A variety of articulation and pedal use abounds. He plays some passages in a single prelude completely dry, while to others he adds pedal to create a luminous splash of sound. I don’t know another pianist of recent vintage who does this with such spontaneity. With this he also creates a convincing shape for the individual pieces—no uniform volume, but subtle and sometimes marked changes that allow the progression of pieces a range of expressive stances. He also  contra-dicts some of the typical expectations for the pieces: the subject of the E-major Fugue begins with two isolated eighth notes that are usually played with a cruel staccato.
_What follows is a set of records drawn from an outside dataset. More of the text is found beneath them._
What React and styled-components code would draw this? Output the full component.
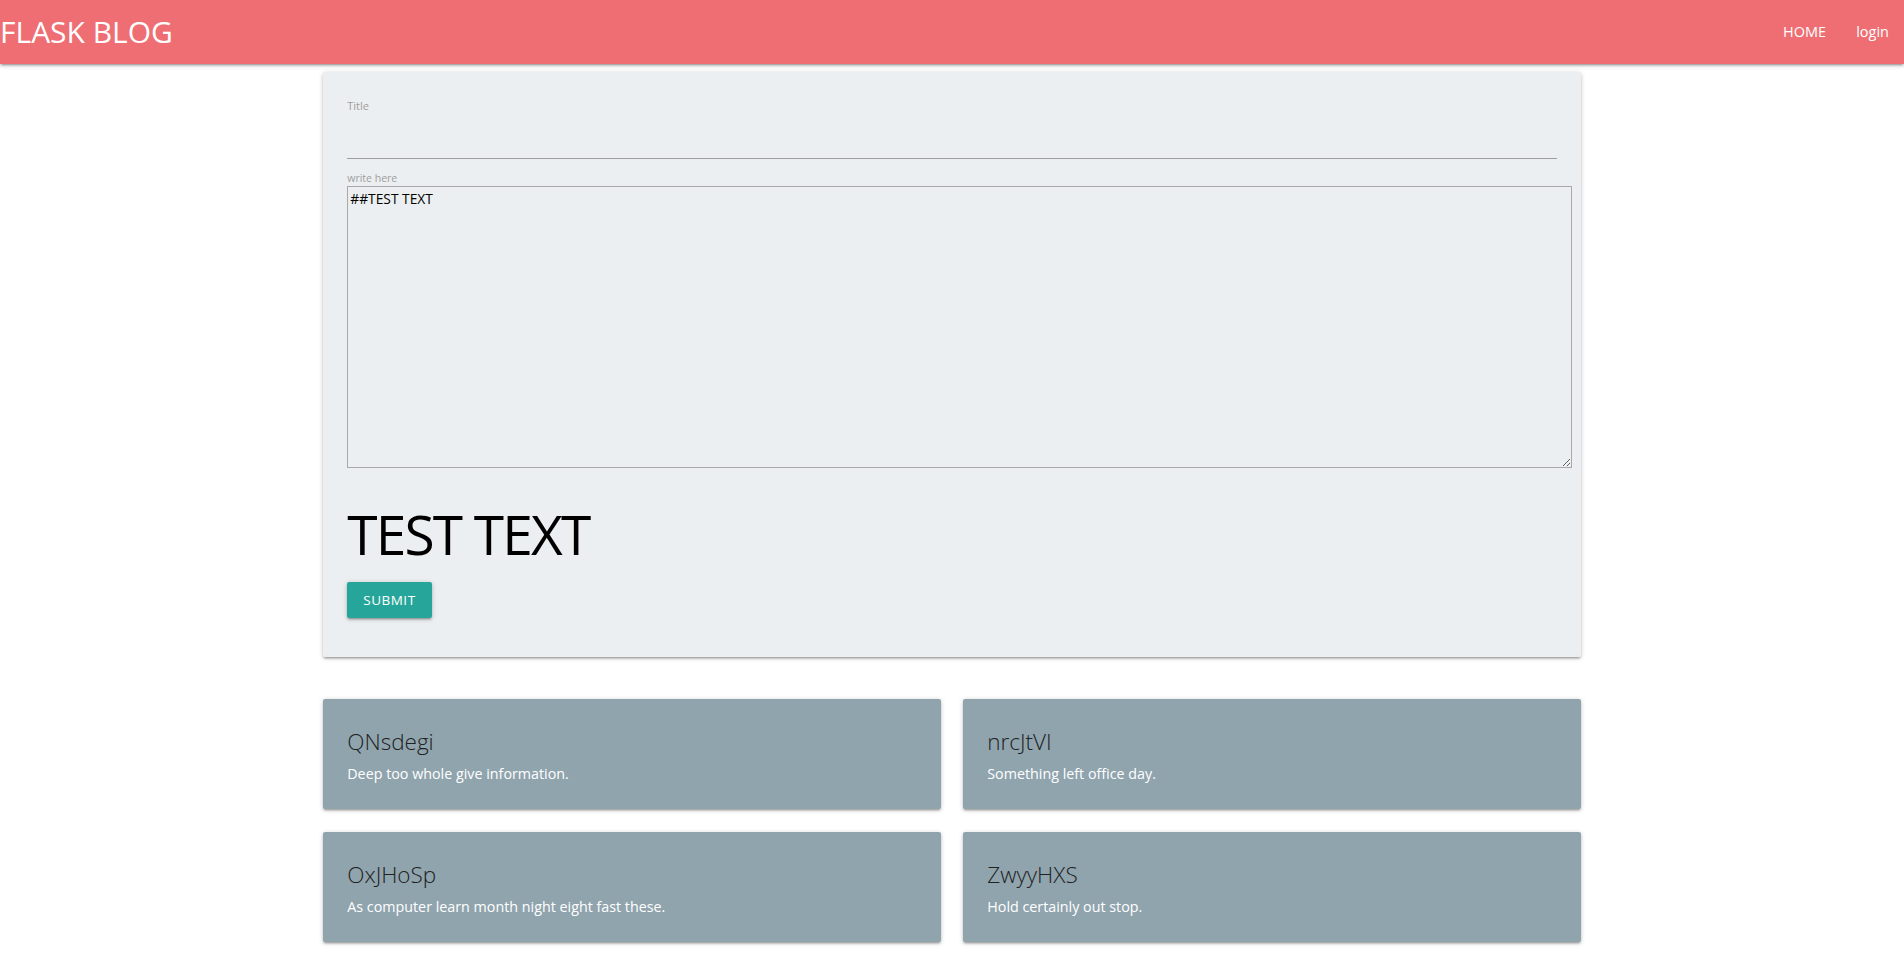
import React from 'react';
import styled, { createGlobalStyle } from 'styled-components';

const GlobalStyle = createGlobalStyle`
  html {
    font-size: 15px;
  }
  body {
    margin: 0;
    font-family: "Open Sans", "Noto Sans", sans-serif;
    color: rgba(0, 0, 0, 0.87);
    background: #fff;
  }
  * {
    box-sizing: border-box;
  }
`;

const Nav = styled.nav`
  height: 64px;
  background: #ee6e73;
  color: #fff;
  display: flex;
  align-items: center;
  justify-content: space-between;
  box-shadow: 0 2px 2px 0 rgba(0, 0, 0, 0.14), 0 3px 1px -2px rgba(0, 0, 0, 0.12),
    0 1px 5px 0 rgba(0, 0, 0, 0.2);
`;

const Brand = styled.a`
  font-size: 30px;
  color: #fff;
  text-decoration: none;
  line-height: 64px;
`;

const NavLinks = styled.ul`
  display: flex;
  margin: 0;
  padding: 0;
  list-style: none;
`;

const NavLink = styled.a`
  display: block;
  padding: 0 15px;
  font-size: 14.5px;
  line-height: 64px;
  color: #fff;
  text-decoration: none;
`;

const Container = styled.main`
  width: 1257.5px;
  margin: 0 auto;
  padding-bottom: 20px;
`;

const FormCard = styled.form`
  margin-top: 7.5px;
  background: #eceff1;
  border-radius: 2px;
  padding: 24px;
  box-shadow: 0 2px 2px 0 rgba(0, 0, 0, 0.14), 0 3px 1px -2px rgba(0, 0, 0, 0.12),
    0 1px 5px 0 rgba(0, 0, 0, 0.2);
`;

const FieldLabel = styled.label`
  display: block;
  font-size: ${(p) => p.$size || 11}px;
  line-height: ${(p) => p.$line || 20}px;
  color: #9e9e9e;
`;

const TitleInput = styled.input`
  display: block;
  width: 100%;
  height: 43px;
  margin: 0 0 12px;
  padding: 0;
  border: none;
  border-bottom: 1px solid #9e9e9e;
  background: transparent;
  outline: none;
  font: inherit;
  font-size: 15px;
`;

const Editor = styled.textarea`
  display: block;
  width: 1225px;
  height: 282px;
  margin: 1px 0 0;
  padding: 2px;
  border: 1px solid #a9a9a9;
  background: transparent;
  font-family: "Open Sans", "Noto Sans", sans-serif;
  font-size: 13.8px;
  line-height: 19px;
  color: #000;
`;

const Preview = styled.h1`
  margin: 37px 0 19px;
  font-size: 55px;
  font-weight: 400;
  line-height: 58px;
  letter-spacing: -1.8px;
  color: #000;
`;

const SubmitButton = styled.button`
  display: block;
  height: 36px;
  padding: 0 16px;
  margin-bottom: 15px;
  border: none;
  border-radius: 2px;
  background: #26a69a;
  color: #fff;
  font-family: inherit;
  font-size: 13.5px;
  letter-spacing: 0.5px;
  text-transform: uppercase;
  box-shadow: 0 2px 2px 0 rgba(0, 0, 0, 0.14), 0 3px 1px -2px rgba(0, 0, 0, 0.12),
    0 1px 5px 0 rgba(0, 0, 0, 0.2);
  cursor: pointer;
`;

const PostGrid = styled.section`
  display: grid;
  grid-template-columns: 1fr 1fr;
  column-gap: 22.5px;
  row-gap: 22.5px;
  margin-top: 42px;
`;

const PostCard = styled.article`
  background: #90a4ae;
  border-radius: 2px;
  padding: 24px;
  box-shadow: 0 2px 2px 0 rgba(0, 0, 0, 0.14), 0 3px 1px -2px rgba(0, 0, 0, 0.12),
    0 1px 5px 0 rgba(0, 0, 0, 0.2);
`;

const PostTitle = styled.span`
  display: block;
  font-size: 22.5px;
  font-weight: 300;
  line-height: 32px;
  padding-top: 3px;
  margin-bottom: 5px;
  color: #212121;
`;

const PostText = styled.p`
  margin: 0;
  font-size: 14.3px;
  line-height: 22.5px;
  color: #fff;
`;

const posts = [
  { title: 'QNsdegi', body: 'Deep too whole give information.' },
  { title: 'nrcJtVI', body: 'Something left office day.' },
  { title: 'OxJHoSp', body: 'As computer learn month night eight fast these.' },
  { title: 'ZwyyHXS', body: 'Hold certainly out stop.' },
];

const App = () => (
  <>
    <GlobalStyle />
    <Nav>
      <Brand href="#">FLASK BLOG</Brand>
      <NavLinks>
        <li>
          <NavLink href="#">HOME</NavLink>
        </li>
        <li>
          <NavLink href="#">login</NavLink>
        </li>
      </NavLinks>
    </Nav>
    <Container>
      <FormCard onSubmit={(e) => e.preventDefault()}>
        <FieldLabel htmlFor="title">Title</FieldLabel>
        <TitleInput id="title" type="text" />
        <FieldLabel htmlFor="body" $size={10.5} $line={14}>
          write here
        </FieldLabel>
        <Editor id="body" defaultValue="##TEST TEXT" />
        <Preview>TEST TEXT</Preview>
        <SubmitButton type="submit">Submit</SubmitButton>
      </FormCard>
      <PostGrid>
        {posts.map((post) => (
          <PostCard key={post.title}>
            <PostTitle>{post.title}</PostTitle>
            <PostText>{post.body}</PostText>
          </PostCard>
        ))}
      </PostGrid>
    </Container>
  </>
);

export default App;
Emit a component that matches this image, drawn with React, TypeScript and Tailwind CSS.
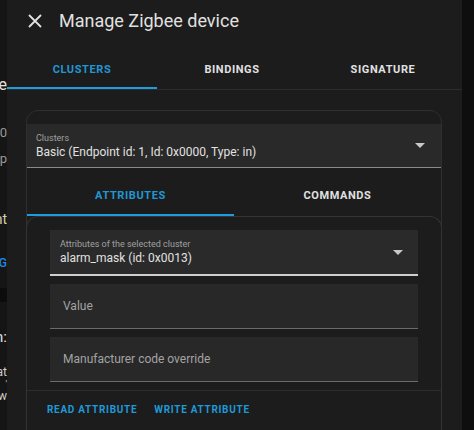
import React from "react";

function LeftStrip() {
  return (
    <div className="w-[7px] shrink-0 overflow-hidden bg-[#151515] flex flex-col items-end">
      <div className="h-[76px] shrink-0" />
      <div className="h-[18px] shrink-0 flex items-center justify-end text-[16px] text-[#e1e1e1] whitespace-nowrap">Title e</div>
      <div className="h-[30px] shrink-0 border-b border-[#222]" />
      <div className="h-[18px] shrink-0 flex items-center justify-end text-[13px] text-[#9a9a9a] whitespace-nowrap">x0</div>
      <div className="h-[8px] shrink-0" />
      <div className="h-[18px] shrink-0 flex items-center justify-end text-[13px] text-[#9a9a9a] whitespace-nowrap">op</div>
      <div className="h-[42px] shrink-0 border-b border-[#222]" />
      <div className="h-[18px] shrink-0 flex items-center justify-end text-[14px] text-[#d8cfae] whitespace-nowrap">ght</div>
      <div className="h-[26px] shrink-0 border-b border-[#222]" />
      <div className="h-[18px] shrink-0 flex items-center justify-end text-[12px] font-medium text-[#1e88e5] whitespace-nowrap">NG</div>
      <div className="h-[16px] shrink-0" />
      <div className="h-[14px] shrink-0 w-full bg-[#0c0c0c]" />
      <div className="h-[26px] shrink-0" />
      <div className="h-[18px] shrink-0 flex items-center justify-end text-[15px] text-[#e1e1e1] whitespace-nowrap">on:</div>
      <div className="h-[19px] shrink-0" />
      <div className="h-[14px] shrink-0 flex items-center justify-end text-[12px] leading-[14px] text-[#cfcfcf] whitespace-nowrap">at</div>
      <div className="h-[10px] shrink-0 flex items-start justify-end text-[9px] leading-[10px] text-[#cfcfcf] whitespace-nowrap">'</div>
      <div className="h-[14px] shrink-0 flex items-center justify-end text-[12px] leading-[14px] text-[#cfcfcf] whitespace-nowrap">w</div>
    </div>
  );
}

function Arrow() {
  return (
    <svg width="10" height="5" viewBox="0 0 10 5" className="shrink-0">
      <path d="M0 0 L10 0 L5 5 Z" fill="#c8c8c8" />
    </svg>
  );
}

export default function App() {
  return (
    <div className="flex w-[474px] h-[430px] overflow-hidden bg-[#0e0e0e] font-['Roboto',sans-serif]">
      <LeftStrip />
      <div className="w-[455px] shrink-0 bg-[#1c1c1c] flex flex-col">
        {/* header */}
        <div className="h-[50px] shrink-0 flex items-start pt-[9px]">
          <div className="w-[54px] pl-[2px] h-[24px] flex items-center justify-center">
            <svg width="14" height="14" viewBox="0 0 14 14">
              <path d="M1 1 L13 13 M13 1 L1 13" stroke="#e1e1e1" strokeWidth="1.8" />
            </svg>
          </div>
          <div className="text-[18px] leading-[24px] text-[#e1e1e1] -ml-[2px]">Manage Zigbee device</div>
        </div>
        {/* tabs */}
        <div className="h-[40px] shrink-0 flex border-b border-[#2c2c2c]">
          <div className="w-[150px] flex flex-col">
            <div className="flex-1 flex items-center justify-center pt-[3px] text-[11px] font-bold tracking-[0.6px] text-[#2196d3]">CLUSTERS</div>
            <div className="h-[2px] bg-[#1d9ddb]" />
          </div>
          <div className="w-[150px] flex items-center justify-center text-[11px] font-bold tracking-[0.6px] text-[#e1e1e1] pt-[1px]">BINDINGS</div>
          <div className="w-[152px] flex items-center justify-center text-[11px] font-bold tracking-[0.6px] text-[#e1e1e1] pt-[1px]">SIGNATURE</div>
        </div>
        {/* content */}
        <div className="pt-[20px] pl-[19px]">
          <div className="w-[416px] h-[400px] border border-[#2f2f2f] rounded-[12px] pt-[13px] flex flex-col">
            {/* clusters select */}
            <div className="h-[44px] shrink-0 bg-[#292929] border-b border-[#8a8a8a] flex items-center pl-[9px] pr-[16px]">
              <div className="flex-1 flex flex-col">
                <div className="text-[9px] leading-[12px] text-[#a0a0a0]">Clusters</div>
                <div className="text-[12px] leading-[16px] text-[#e1e1e1]">Basic (Endpoint id: 1, Id: 0x0000, Type: in)</div>
              </div>
              <Arrow />
            </div>
            {/* sub tabs */}
            <div className="h-[48px] shrink-0 flex">
              <div className="w-[207px] flex flex-col">
                <div className="flex-1 flex items-center justify-center pt-[10px] text-[11px] font-bold tracking-[0.6px] text-[#2196d3]">ATTRIBUTES</div>
                <div className="h-[2px] bg-[#1d9ddb]" />
              </div>
              <div className="w-[207px] flex items-center justify-center pt-[8px] text-[11px] font-bold tracking-[0.6px] text-[#e1e1e1]">COMMANDS</div>
            </div>
            {/* inner card */}
            <div className="-mx-px flex-1 border-t border-x border-[#333333] rounded-t-[12px] flex flex-col">
              <div className="px-[23px] pt-[13px] flex flex-col gap-[8px]">
                <div className="h-[46px] bg-[#2a2a2a] border-b-2 border-[#cfcfcf] flex items-center pl-[10px] pr-[15px]">
                  <div className="flex-1 flex flex-col">
                    <div className="text-[9px] leading-[12px] text-[#a0a0a0]">Attributes of the selected cluster</div>
                    <div className="text-[12px] leading-[16px] text-[#e1e1e1]">alarm_mask (id: 0x0013)</div>
                  </div>
                  <Arrow />
                </div>
                <div className="h-[45px] bg-[#282828] border-b border-[#6b6b6b] flex items-center pl-[13px] text-[12px] text-[#a3a3a3]">Value</div>
                <div className="h-[45px] bg-[#282828] border-b border-[#6b6b6b] flex items-center pl-[13px] text-[12px] text-[#a3a3a3]">Manufacturer code override</div>
              </div>
              <div className="mt-[8px] border-t border-[#2e2e2e] h-[38px] flex items-center pl-[20px] gap-[17px] text-[10px] font-bold tracking-[0.7px] text-[#1e9ad8]">
                <span>READ ATTRIBUTE</span>
                <span>WRITE ATTRIBUTE</span>
              </div>
            </div>
          </div>
        </div>
      </div>
      <div className="flex-1 bg-[#0e0e0e]" />
    </div>
  );
}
Jarrett connects them. (He uses the default nonlegato articulation sparingly, and when he does his technique creates lightness, sometimes playfulness, not a sense of a cruel machine stamping out auto car parts.)

 

One final thing I want to write about is the sudden appearance of a little ornamentation in the B-minor Fugue: just one little turn about three fourths from the end. I don’t believe I’ve ever heard such an ornament in this fugue, which often plods on like a dead march. It’s been prepared for by a more singing approach to the episodes, but it goes further, suggesting perhaps a little glimpse of a heavenly afterlife. Such music-making is so necessary, especially now. I’m thrilled to have this release; I only wish it had also been released on audiophile vinyl.